憧れたのは弱いぬくもり ~スピッツ「旅の途中」感想

「旅の途中」はスピッツの10thアルバム「三日月ロック」の12曲目に収録されています。
   冬だし、雪もいっぱい降っているので、冬らしい曲を選んでみました。

「旅の途中」はスピッツのなかでは異色というか、真面目すぎて変な曲です。
   歌謡曲っぽいタイトルとか、宇宙言語を排除した普通な言葉遣いの歌詞とか。
   全体的にすっごく普通な感じがして、最初聴いたときは、あえてスピッツが歌う必要はないんじゃないかと思いました。と同時になんだかものすごく気にもなりました。「三日月ロック」というアルバムが全体的にザラザラとした激しいロックアルバムだったこともあって、かえってこの普通さが目立ったのかもしれません。
    何度も聴いているうちに、暖かくも郷愁を誘うサウンドや、短いけれど印象的な歌詞から、ああ、やっぱりスピッツじゃないと歌えない世界観だなと思いなおしました。何だかんだで今では好きな歌の一つです。
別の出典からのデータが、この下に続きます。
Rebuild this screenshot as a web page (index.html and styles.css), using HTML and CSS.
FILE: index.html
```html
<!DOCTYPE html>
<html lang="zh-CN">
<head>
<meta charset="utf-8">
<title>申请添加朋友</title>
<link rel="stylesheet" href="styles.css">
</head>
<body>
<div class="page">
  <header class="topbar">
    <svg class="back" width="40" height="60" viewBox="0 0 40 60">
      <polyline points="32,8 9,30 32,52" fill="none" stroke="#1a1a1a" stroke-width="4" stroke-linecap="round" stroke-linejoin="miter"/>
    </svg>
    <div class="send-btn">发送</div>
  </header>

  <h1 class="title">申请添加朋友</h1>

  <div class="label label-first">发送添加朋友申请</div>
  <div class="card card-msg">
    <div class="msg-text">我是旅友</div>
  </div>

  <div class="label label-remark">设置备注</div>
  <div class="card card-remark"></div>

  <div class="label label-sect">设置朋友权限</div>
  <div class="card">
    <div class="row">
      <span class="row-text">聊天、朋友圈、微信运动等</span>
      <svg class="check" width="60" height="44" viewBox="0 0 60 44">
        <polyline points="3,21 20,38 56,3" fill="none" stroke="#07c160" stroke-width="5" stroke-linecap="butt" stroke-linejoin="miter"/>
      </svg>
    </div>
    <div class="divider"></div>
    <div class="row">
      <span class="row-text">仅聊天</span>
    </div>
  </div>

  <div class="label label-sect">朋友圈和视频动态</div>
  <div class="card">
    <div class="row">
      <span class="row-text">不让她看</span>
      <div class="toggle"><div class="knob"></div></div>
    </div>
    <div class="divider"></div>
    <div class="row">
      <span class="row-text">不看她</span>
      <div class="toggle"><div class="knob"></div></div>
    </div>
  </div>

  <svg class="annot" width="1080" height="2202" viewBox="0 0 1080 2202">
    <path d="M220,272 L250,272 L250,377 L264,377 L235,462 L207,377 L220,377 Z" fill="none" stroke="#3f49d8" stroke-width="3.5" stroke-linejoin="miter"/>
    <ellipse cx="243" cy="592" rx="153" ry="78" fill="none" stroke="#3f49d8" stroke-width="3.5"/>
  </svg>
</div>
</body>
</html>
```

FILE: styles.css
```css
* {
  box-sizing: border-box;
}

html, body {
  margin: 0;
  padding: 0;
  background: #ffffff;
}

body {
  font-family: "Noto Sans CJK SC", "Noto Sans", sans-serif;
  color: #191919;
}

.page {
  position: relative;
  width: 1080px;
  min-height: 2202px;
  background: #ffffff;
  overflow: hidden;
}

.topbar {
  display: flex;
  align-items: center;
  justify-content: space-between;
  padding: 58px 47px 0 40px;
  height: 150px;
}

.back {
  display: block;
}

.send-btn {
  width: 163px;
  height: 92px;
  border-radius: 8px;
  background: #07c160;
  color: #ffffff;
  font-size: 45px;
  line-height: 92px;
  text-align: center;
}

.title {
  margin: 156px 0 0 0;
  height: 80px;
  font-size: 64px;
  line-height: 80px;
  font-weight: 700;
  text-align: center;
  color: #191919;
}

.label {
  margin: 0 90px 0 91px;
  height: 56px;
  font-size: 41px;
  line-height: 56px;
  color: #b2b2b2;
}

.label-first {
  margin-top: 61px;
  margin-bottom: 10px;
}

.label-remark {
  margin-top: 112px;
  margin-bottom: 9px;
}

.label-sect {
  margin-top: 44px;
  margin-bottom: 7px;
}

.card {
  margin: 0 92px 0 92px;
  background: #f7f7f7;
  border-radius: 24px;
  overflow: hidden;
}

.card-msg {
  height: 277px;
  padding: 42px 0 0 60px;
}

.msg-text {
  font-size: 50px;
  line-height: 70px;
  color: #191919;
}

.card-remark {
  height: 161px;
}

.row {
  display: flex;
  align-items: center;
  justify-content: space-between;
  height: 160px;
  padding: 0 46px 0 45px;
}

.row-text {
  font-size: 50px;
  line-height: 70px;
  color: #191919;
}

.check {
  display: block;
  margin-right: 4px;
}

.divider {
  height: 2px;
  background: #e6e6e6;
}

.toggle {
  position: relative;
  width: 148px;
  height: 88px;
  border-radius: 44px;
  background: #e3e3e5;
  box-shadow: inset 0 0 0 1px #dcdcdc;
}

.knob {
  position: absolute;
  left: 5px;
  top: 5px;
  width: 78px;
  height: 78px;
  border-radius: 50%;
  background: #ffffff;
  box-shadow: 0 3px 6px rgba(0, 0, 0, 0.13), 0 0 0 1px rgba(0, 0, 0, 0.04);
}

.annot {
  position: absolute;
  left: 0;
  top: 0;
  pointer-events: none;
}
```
   歌の始まりと終わりに「君はやって来た あの坂道を駆けのぼってやって来た」というシンプルなフレーズがあり、この歌詞が歌全体の印象を決めているように思います。
   全く凝っていないごく普通の歌詞なのに、不思議と情景が浮かびます。
   僕のなかでは、君は白い息を弾ませてやって来て、こちらの姿が見えたら、遠くから笑って手を振るんですね。手につけた赤い毛糸の手袋が鮮やかで。道に積もった雪がきらきら反射して彼女を照らしていて。ーー今では、イントロのギターを聴いただけで、条件反射的に、坂を駆けのぼってやってくる君の姿が想像できてしまいます。

   歌の中で一番好きというか心に響いたのは「腕からませた 弱いぬくもりで 冬が終わる気がした」という歌詞です。
   当時は彼女なんていたことがなかったので、女の子と腕をからませるということがいったいどんなことなのか想像もつきませんでした。
   そして、それは冬を終わらすことができるというじゃありませんか。しかもすごい魔力を秘めているというわけではなくて、あくまでも弱いぬくもりなのです。すごいのに弱い、というのがすごい(!?)と思いました。

   草野さんの歌詞って、「ささやかな喜び」とか「小さな赤い灯」とか弱くて小さいものに光を当ててきますよね。そしてそれが歌のなかで特に印象に残ることが多い。
   ここでも「弱いぬくもり」という歌詞がすごく光って見えて、彼女のいない僕は強く憧れました。
「弱いぬくもりを知るまでは僕は死ねない!」ーーというと大袈裟ですが。

   そういえば、冬という単語はここでしか出てこないし、まして雪なんてどこにも書かれていないんですよね。それなのに、寒い冬の日に雪で白くなった坂道や、手袋やマフラーをした彼女の姿が自然と想像できてしまう。
   詩とメロディとサウンドとで世界観がジオラマのように精緻に作り上げられている。そう考えると、結構すごい曲なんじゃないかと思いました。今さらですが。